In response to another question, he said the people in the United States might have some issues, but there was no secret in Chinese loans and investments which were transparent and open.

The sources said the IMF mission wanted a clear roadmap for elimination of power sector circular debt that currently stood at Rs1.2tr and welcomed administrative measures to recover some arrears, but insisted on further increasing electricity rates for full cost recovery of power supply. The sources said the IMF team was not satisfied with the power sector reforms plan and wanted the government to surrender its powers to set electricity tariff and let these be independently dealt with by the power regulator.

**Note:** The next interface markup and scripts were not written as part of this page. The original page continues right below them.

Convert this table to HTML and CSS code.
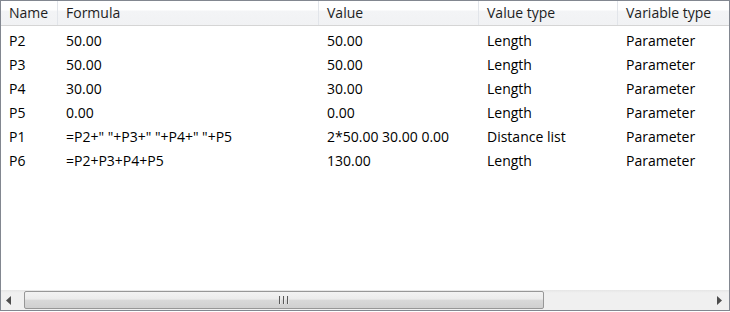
FILE: index.html
```html
<!DOCTYPE html>
<html>
<head>
<meta charset="utf-8">
<link rel="stylesheet" href="styles.css">
</head>
<body>
<div class="frame">
  <div class="grid">
    <div class="head">
      <div class="hc c1">Name</div>
      <div class="hc c2">Formula</div>
      <div class="hc c3">Value</div>
      <div class="hc c4">Value type</div>
      <div class="hc c5">Variable type</div>
    </div>
    <div class="rows">
      <div class="row"><div class="c1">P2</div><div class="c2">50.00</div><div class="c3">50.00</div><div class="c4">Length</div><div class="c5">Parameter</div></div>
      <div class="row"><div class="c1">P3</div><div class="c2">50.00</div><div class="c3">50.00</div><div class="c4">Length</div><div class="c5">Parameter</div></div>
      <div class="row"><div class="c1">P4</div><div class="c2">30.00</div><div class="c3">30.00</div><div class="c4">Length</div><div class="c5">Parameter</div></div>
      <div class="row"><div class="c1">P5</div><div class="c2">0.00</div><div class="c3">0.00</div><div class="c4">Length</div><div class="c5">Parameter</div></div>
      <div class="row"><div class="c1">P1</div><div class="c2">=P2+" "+P3+" "+P4+" "+P5</div><div class="c3">2*50.00 30.00 0.00</div><div class="c4">Distance list</div><div class="c5">Parameter</div></div>
      <div class="row"><div class="c1">P6</div><div class="c2">=P2+P3+P4+P5</div><div class="c3">130.00</div><div class="c4">Length</div><div class="c5">Parameter</div></div>
    </div>
  </div>
  <div class="hscroll">
    <div class="btn left"><svg width="6" height="9" viewBox="0 0 6 9"><path d="M5 0 L0 4.5 L5 9 Z" fill="#4d4d4d"/></svg></div>
    <div class="track">
      <div class="thumb">
        <div class="grip"><span></span><span></span><span></span></div>
      </div>
    </div>
    <div class="btn right"><svg width="6" height="9" viewBox="0 0 6 9"><path d="M0 0 L5 4.5 L0 9 Z" fill="#4d4d4d"/></svg></div>
  </div>
</div>
</body>
</html>
```
FILE: styles.css
```css
* { box-sizing: border-box; }
html, body { margin: 0; padding: 0; background: #fff; }
body { width: 730px; height: 312px; overflow: hidden; }
.frame {
  width: 730px;
  height: 311px;
  border: 1px solid #828790;
  display: flex;
  flex-direction: column;
  font-family: "Open Sans", "Noto Sans", sans-serif;
  font-size: 14px;
  color: #000;
}
.grid { flex: 1; display: flex; flex-direction: column; overflow: hidden; }
.head {
  display: flex;
  height: 25px;
  background: linear-gradient(#ffffff 0, #ffffff 9px, #f3f4f6 10px, #f1f2f4 100%);
  border-bottom: 1px solid #d5d5d5;
  color: #1e1e1e;
}
.hc {
  border-right: 1px solid #e2e5ea;
  padding-left: 8px;
  line-height: 24px;
  white-space: nowrap;
}
.hc.c5 { border-right: none; }
.c1 { width: 57px; flex: none; }
.c2 { width: 261px; flex: none; }
.c3 { width: 160px; flex: none; }
.c4 { width: 139px; flex: none; }
.c5 { flex: 1; }
.rows { display: flex; flex-direction: column; }
.row { display: flex; height: 24px; line-height: 24px; white-space: nowrap; }
.row > div { padding-left: 8px; }
.row:first-child { margin-top: 3px; }
.hscroll {
  height: 20px;
  display: flex;
  background: linear-gradient(#e6e6e6, #f0f0f0 3px, #f0f0f0);
  margin-bottom: 0;
}
.btn { width: 23px; flex: none; display: flex; align-items: center; justify-content: center; }
.btn.left { padding-right: 7px; }
.btn.right { width: 21px; padding-left: 2px; }
.track { flex: 1; display: flex; align-items: center; }
.thumb {
  width: 520px;
  height: 18px;
  border: 1px solid #979797;
  border-radius: 2px;
  background: linear-gradient(#f2f2f2, #ebebeb 45%, #d9d9d9 50%, #d0d0d0);
  display: flex;
  align-items: center;
  justify-content: center;
}
.grip { display: flex; gap: 2px; }
.grip span { width: 2px; height: 8px; background: linear-gradient(90deg, #5a5a5a 50%, #e8e8e8 50%); }
```
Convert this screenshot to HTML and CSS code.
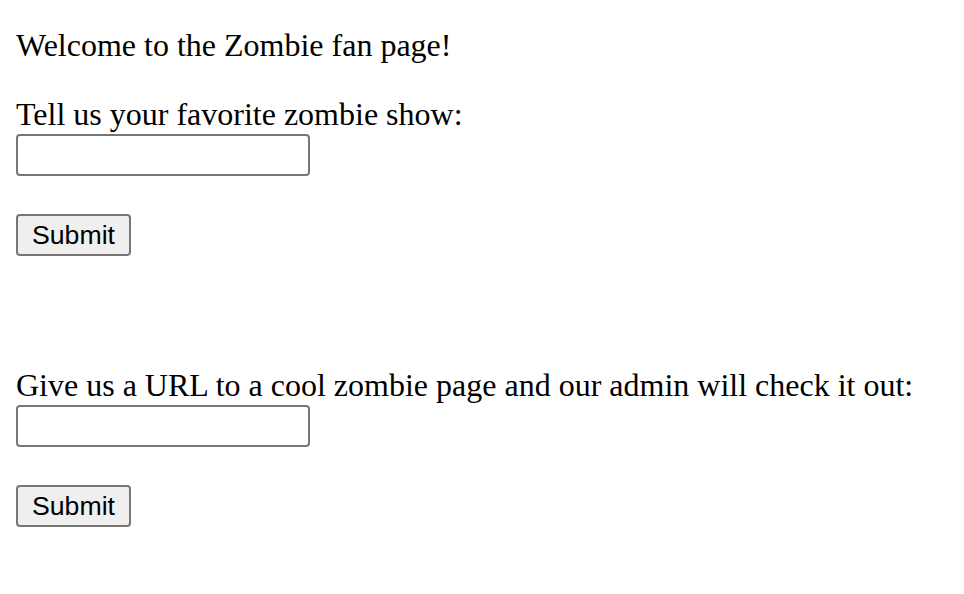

The finance minister insisted that maximum funds would be generated through administrative measures against theft and recovery of past bills and there was no more room for further increase in electricity rates in the short term.

The sources said the IMF was very critical of the fiscal federalism arrangements at present and noted with concern that the Centre had transferred all profitable taxes to the provinces while keeping all necessary expenditures of provincial nature as federal responsibility.

In this regard, the IMF wanted the provinces to finance the BISP that currently stood at about Rs150bn a year and is increasing because poverty reduction should be a shared responsibility of the federal and provincial governments. Likewise, the special areas like mainstreaming of the tribal region should also be a responsibility of the provinces.

The IMF mission also sought a complete market-based free float of the exchange rate and complete independence to the State Bank of Pakistan.

Asked if he expected a successful completion of a Fund programme on Tuesday, the finance minister said the IMF visit would conclude on Tuesday and he had no funding emergency to worry about day after tomorrow. The sources said the IMF also suggested an increase in the GST rate.